The Cloud Function snippet in node.js would look like:

const PubSub = require('@google-cloud/pubsub');
// Instantiates a client
const pubsub = PubSub();
function publish (req, res) {
  console.log(`Publishing message to topic <YOUR TOPIC>`);
  const topic = pubsub.topic('<YOUR TOPIC>');
const message = {
    data: {
      url: '<MY DASHBOARD URL'
    }
  };
// Publishes a message
  return topic.publish(message)
    .then(() => res.status(200).send('Message published.'))
    .catch((err) => {
      console.error(err);
      res.status(500).send(err);
      return Promise.reject(err);
    });
};

The local Desktop client (Pub/Sub consumer) in Ruby would look like the example below (it runs continuously and simply opens a browser window with the URL obtained from the Pub/Sub message).

# Local Pub/Sub client (ruby)
require 'google/cloud/pubsub'
pubsub = Google::Cloud::Pubsub.new(
  project: '<MY GCP PROJECT>',
  keyfile: '<MY SERVICE ACCOUNT CREDENTIALS JSON FILE'
)
loop do
  sub = pubsub.subscription '<MY SUBSCRIPTION NAME>'
  msgs = sub.pull
  sub.acknowledge msgs
  received_message = msgs[0] unless msgs.nil?
  next if received_message.nil?
  json_obj = JSON.parse(received_message.data) 
  url = json_obj['data']['url']
  `open #{url}`
end

Note: Due to the asynchronous nature of this approach, be prepared for it to take about ~10 secs to load the dashboard.

2. Using a custom endpoint in a Node.js application with socket.io to send the user’s requested URLs to the client browser in real time.
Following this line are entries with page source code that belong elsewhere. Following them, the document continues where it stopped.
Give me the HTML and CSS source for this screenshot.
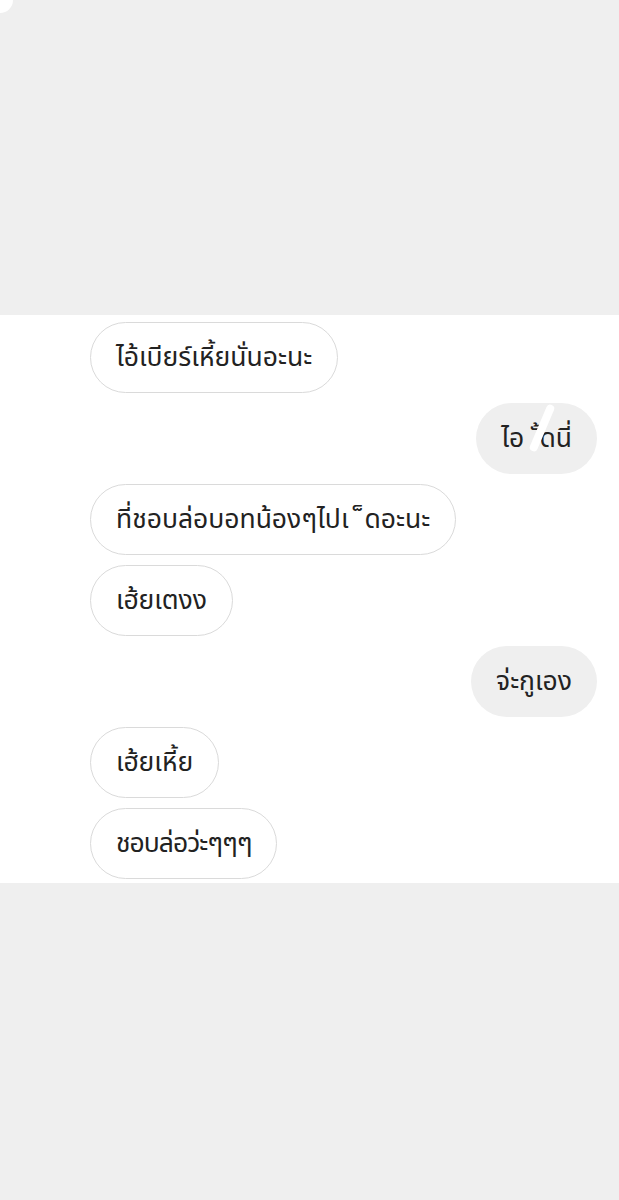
FILE: index.html
```html
<!DOCTYPE html>
<html lang="th">
<head>
    <meta charset="UTF-8">
    <meta name="viewport" content="width=device-width, initial-scale=1.0">
    <title>Chat</title>
    <link rel="stylesheet" href="styles.css">
</head>
<body>
    <div class="top">
        <div class="corner"></div>
    </div>

    <div class="chat">
        <div class="bubble them">ไอ้เบียร์เหี้ยนั่นอะนะ</div>
        <div class="bubble me">ไอ<span class="censor">ส</span>ั้ดนี่</div>
        <div class="bubble them">ที่ชอบล่อบอทน้องๆไปเ<span class="ghost">ย</span>็ดอะนะ</div>
        <div class="bubble them">เฮ้ยเตงง</div>
        <div class="bubble me">จ่ะกูเอง</div>
        <div class="bubble them">เฮ้ยเหี้ย</div>
        <div class="bubble them narrow">ชอบล่อว่ะๆๆๆ</div>
    </div>

    <div class="bottom"></div>
</body>
</html>
```

FILE: styles.css
```css
body {
    margin: 0;
    background-color: #efefef;
    font-family: 'Noto Sans Thai', 'Noto Sans', 'DejaVu Sans', sans-serif;
    color: #222;
}
.top {
    height: 315px;
    position: relative;
}
.corner {
    position: absolute;
    top: 0;
    left: 0;
    width: 13px;
    height: 13px;
    background-color: #fff;
    border-bottom-right-radius: 13px;
}
.chat {
    background-color: #fff;
    display: flex;
    flex-direction: column;
    align-items: flex-start;
    gap: 10px;
    padding: 7px 22px 4px 90px;
}
.bubble {
    position: relative;
    box-sizing: border-box;
    height: 71px;
    display: flex;
    align-items: center;
    padding: 0 25px;
    border-radius: 36px;
    font-size: 26.5px;
    white-space: nowrap;
}
.them {
    border: 1.5px solid #dadada;
    background-color: #fff;
}
.me {
    align-self: flex-end;
    background-color: #efefef;
}
.narrow {
    letter-spacing: -1px;
}
.censor {
    position: relative;
    color: #efefef;
}
.censor::after {
    content: '';
    position: absolute;
    left: 14px;
    top: -16px;
    width: 8px;
    height: 50px;
    background-color: #fff;
    border-radius: 4px;
    transform: rotate(23deg);
}
.ghost {
    color: #fff;
}
.bottom {
    height: 317px;
}
```
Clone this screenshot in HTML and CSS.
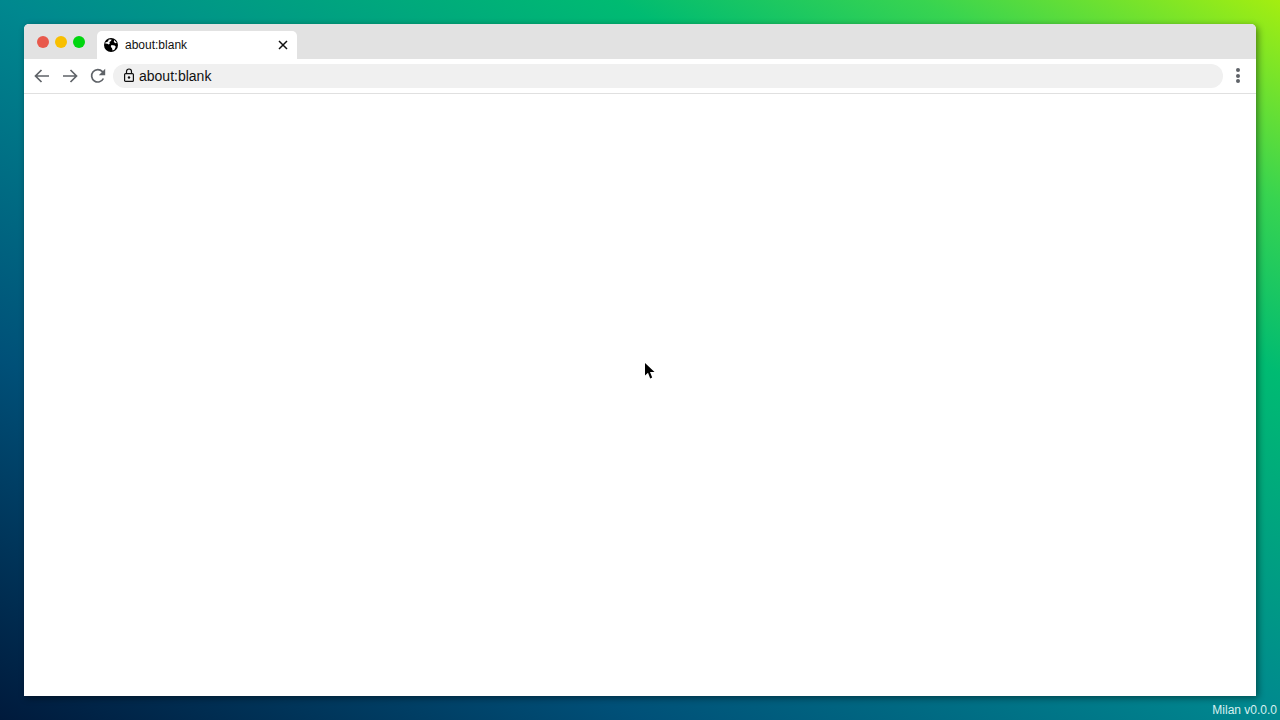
FILE: index.html
```html
<!DOCTYPE html>
<html lang="en">
<head>
<meta charset="utf-8">
<title>about:blank</title>
<link rel="stylesheet" href="styles.css">
</head>
<body>
<main class="desktop">
  <section class="window">
    <header class="tabstrip">
      <div class="lights">
        <span class="light red"></span>
        <span class="light yellow"></span>
        <span class="light green"></span>
      </div>
      <div class="tab">
        <svg class="globe" width="14" height="14" viewBox="0 0 14 14"><circle cx="7" cy="7" r="7" fill="#000"/><path d="M1 4.800 4 3.400 4.800 1.400 7.600 1.400 7 3 5.400 4 5.800 5.400 4.800 6.400 3.400 5.800 1.400 5.600zM7.400 7l3.200.4 1.200 1.400-1.400 3-1.800.8-.6-2.400-1.200-1.400zM10.200 2 12.800 4.800 11.200 5.200 9.800 3.800z" fill="#fff"/></svg>
        <span class="tab-title">about:blank</span>
        <svg class="close" width="10" height="10" viewBox="0 0 10 10"><path d="M1 1l8 8M9 1 1 9" stroke="#111" stroke-width="1.500" fill="none"/></svg>
      </div>
    </header>
    <nav class="toolbar">
      <svg class="nav-icon" width="16" height="14" viewBox="0 0 16 14"><path d="M15 7H2M7.500 1 1.500 7l6 6" stroke="#5f6368" stroke-width="1.700" fill="none"/></svg>
      <svg class="nav-icon" width="16" height="14" viewBox="0 0 16 14"><path d="M1 7h13M8.500 1l6 6-6 6" stroke="#5f6368" stroke-width="1.700" fill="none"/></svg>
      <svg class="nav-icon" width="16" height="16" viewBox="0 0 16 16"><path d="M13.400 10.500A6.200 6.200 0 1 1 12.400 3.600L14 5.500" stroke="#5f6368" stroke-width="1.700" fill="none"/><path d="M15.200 .8v6.400H8.800z" fill="#5f6368"/></svg>
      <div class="omnibox">
        <svg class="lock" width="10" height="14" viewBox="0 0 10 14"><path d="M2.500 5.500V3.500a2.500 2.500 0 0 1 5 0v2" stroke="#111" stroke-width="1.200" fill="none"/><rect x=".6" y="5.600" width="8.800" height="7.800" rx="1" stroke="#111" stroke-width="1.200" fill="none"/><circle cx="5" cy="9.500" r="1.200" fill="#111"/></svg>
        <span class="url">about:blank</span>
      </div>
      <div class="menu"><i></i><i></i><i></i></div>
    </nav>
    <div class="content"></div>
  </section>
  <svg class="cursor" width="10" height="16" viewBox="0 0 10 16"><path d="M0 0v12.500l3-2.800L5.200 15.500l2-1L5 9h4.500z" fill="#000"/></svg>
  <div class="version">Milan v0.0.0</div>
</main>
</body>
</html>
```
FILE: styles.css
```css
* { box-sizing: border-box; }
html, body { margin: 0; height: 100%; }
body { font-family: "Liberation Sans", Arial, sans-serif; overflow: hidden; }
.desktop {
  position: relative;
  width: 1280px;
  height: 720px;
  padding: 24px;
  background: linear-gradient(to top right, #001a3c 0%, #005078 25%, #00888f 50%, #00bb72 74%, #38d450 86%, #a4ee10 100%);
}
.window {
  width: 1232px;
  height: 672px;
  display: flex;
  flex-direction: column;
  background: #fff;
  border-radius: 5px 5px 0 0;
  overflow: hidden;
  box-shadow: 2px 2px 7px rgba(0, 0, 0, .45);
}
.tabstrip {
  height: 35px;
  flex: none;
  display: flex;
  align-items: flex-end;
  background: #e2e2e2;
}
.lights { display: flex; gap: 6px; padding: 0 12px 11px 13px; }
.light { width: 12px; height: 12px; border-radius: 50%; }
.red { background: #e8594c; }
.yellow { background: #f8bf00; }
.green { background: #00d60f; }
.tab {
  width: 200px;
  height: 28px;
  display: flex;
  align-items: center;
  padding: 0 9px 0 7px;
  background: #fff;
  border-radius: 5px 5px 0 0;
  font-size: 12px;
  color: #111;
}
.tab-title { flex: 1; margin-left: 7px; }
.toolbar {
  height: 35px;
  flex: none;
  display: flex;
  align-items: center;
  padding: 0 14px 1px 10px;
  background: #fff;
  border-bottom: 1px solid #e0e0e0;
}
.nav-icon { margin-right: 12px; flex: none; }
.omnibox {
  width: 1110px;
  height: 24px;
  margin-left: -5px;
  display: flex;
  align-items: center;
  padding-left: 11px;
  background: #f0f0f0;
  border-radius: 12px;
  font-size: 14px;
  color: #111;
}
.lock { margin: -2px 5px 0 0; }
.menu {
  margin-left: 13px;
  display: flex;
  flex-direction: column;
  gap: 1.500px;
}
.menu i { width: 4px; height: 4px; border-radius: 50%; background: #5f6368; display: block; }
.content { flex: 1; background: #fff; }
.cursor { position: absolute; left: 645px; top: 363px; }
.version {
  position: absolute;
  right: 3px;
  bottom: 3px;
  font-size: 12px;
  color: #d8f0f0;
}
```
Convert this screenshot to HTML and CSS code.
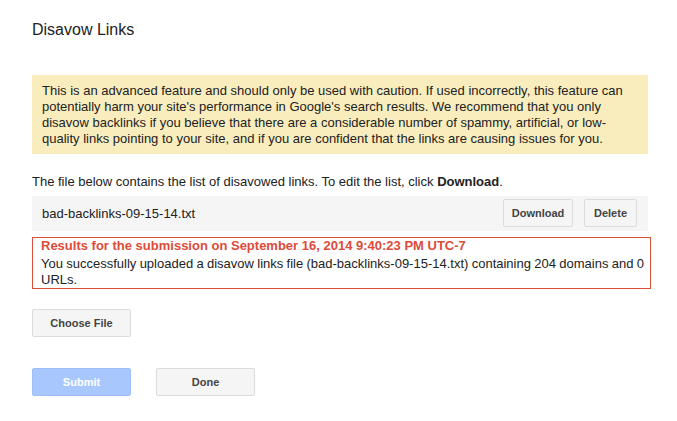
FILE: index.html
```html
<!DOCTYPE html>
<html>
<head>
<meta charset="utf-8">
<link rel="stylesheet" href="styles.css">
</head>
<body>
<div class="page">
  <h1 class="title">Disavow Links</h1>
  <div class="warning">This is an advanced feature and should only be used with caution. If used incorrectly, this feature can potentially harm your site's performance in Google's search results. We recommend that you only disavow backlinks if you believe that there are a considerable number of spammy, artificial, or low-quality links pointing to your site, and if you are confident that the links are causing issues for you.</div>
  <p class="intro">The file below contains the list of disavowed links. To edit the list, click <b>Download</b>.</p>
  <div class="file-row">
    <span class="file-name">bad-backlinks-09-15-14.txt</span>
    <div class="file-actions">
      <button class="btn btn-download">Download</button>
      <button class="btn btn-delete">Delete</button>
    </div>
  </div>
  <div class="result">
    <div class="result-title">Results for the submission on September 16, 2014 9:40:23 PM UTC-7</div>
    <div class="result-body">You successfully uploaded a disavow links file (bad-backlinks-09-15-14.txt) containing 204 domains and 0 URLs.</div>
  </div>
  <div class="choose-row">
    <button class="btn btn-wide">Choose File</button>
  </div>
  <div class="submit-row">
    <button class="btn btn-wide btn-primary">Submit</button>
    <button class="btn btn-wide">Done</button>
  </div>
</div>
</body>
</html>
```
FILE: styles.css
```css
html, body {
  margin: 0;
  padding: 0;
  background: #fff;
}
body {
  font-family: "Liberation Sans", Arial, sans-serif;
  font-size: 13px;
  color: #222;
}
.page {
  padding: 20px 0 0 32px;
  width: 619px;
}
.title {
  margin: 0;
  font-size: 16px;
  font-weight: normal;
  line-height: 20px;
  color: #222;
}
.warning {
  margin-top: 35px;
  width: 596px;
  padding: 8px 10px 7px 10px;
  background: #f9edbe;
  line-height: 16px;
  color: #222;
}
.intro {
  margin: 20px 0 0 0;
  line-height: 16px;
}
.intro b {
  color: #222;
}
.file-row {
  margin-top: 6px;
  width: 616px;
  height: 35px;
  background: #f5f5f5;
  display: flex;
  align-items: center;
  justify-content: space-between;
  box-sizing: border-box;
  padding: 0 11px 0 10px;
}
.file-name {
  line-height: 16px;
}
.file-actions {
  display: flex;
  gap: 11px;
  margin-top: -1px;
}
.btn {
  font-family: "Liberation Sans", Arial, sans-serif;
  font-size: 11px;
  font-weight: bold;
  color: #444;
  background: #f5f5f5;
  border: 1px solid #dcdcdc;
  border-radius: 2px;
  height: 28px;
  padding: 0;
  margin: 0;
  box-sizing: border-box;
}
.btn-download {
  width: 70px;
}
.btn-delete {
  width: 53px;
}
.btn-wide {
  width: 99px;
}
.btn-primary {
  background: #a8c8fd;
  border-color: #9cbffa;
  color: #fff;
}
.result {
  margin-top: 6px;
  width: 619px;
  box-sizing: border-box;
  border: 1px solid #dd4b39;
  padding: 0 0 0 8px;
}
.result-title {
  color: #dd4b39;
  font-weight: bold;
  line-height: 16px;
  margin-bottom: 2px;
}
.result-body {
  line-height: 16px;
  word-spacing: -0.3px;
}
.choose-row {
  margin-top: 20px;
}
.submit-row {
  margin-top: 31px;
  display: flex;
  gap: 25px;
}
```
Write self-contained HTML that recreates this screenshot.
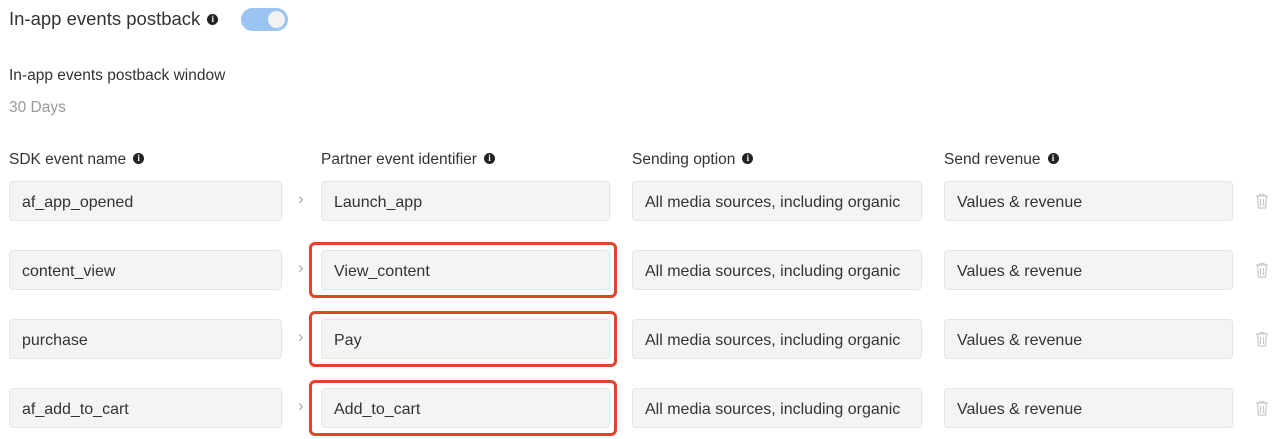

You would need to use the socket.io server and client libraries to achieve this. This will obviously be faster than the above approach.

Conclusion: We’ve covered a lot of ground that describes in detail some of the deployment strategies that have helped us in the past. Hopefully, this article achieves what it set out to do: sharing different approaches to deploying our applications to GKE while taking it up a notch by using more modern ways of viewing Dashboards with the Google Assistant.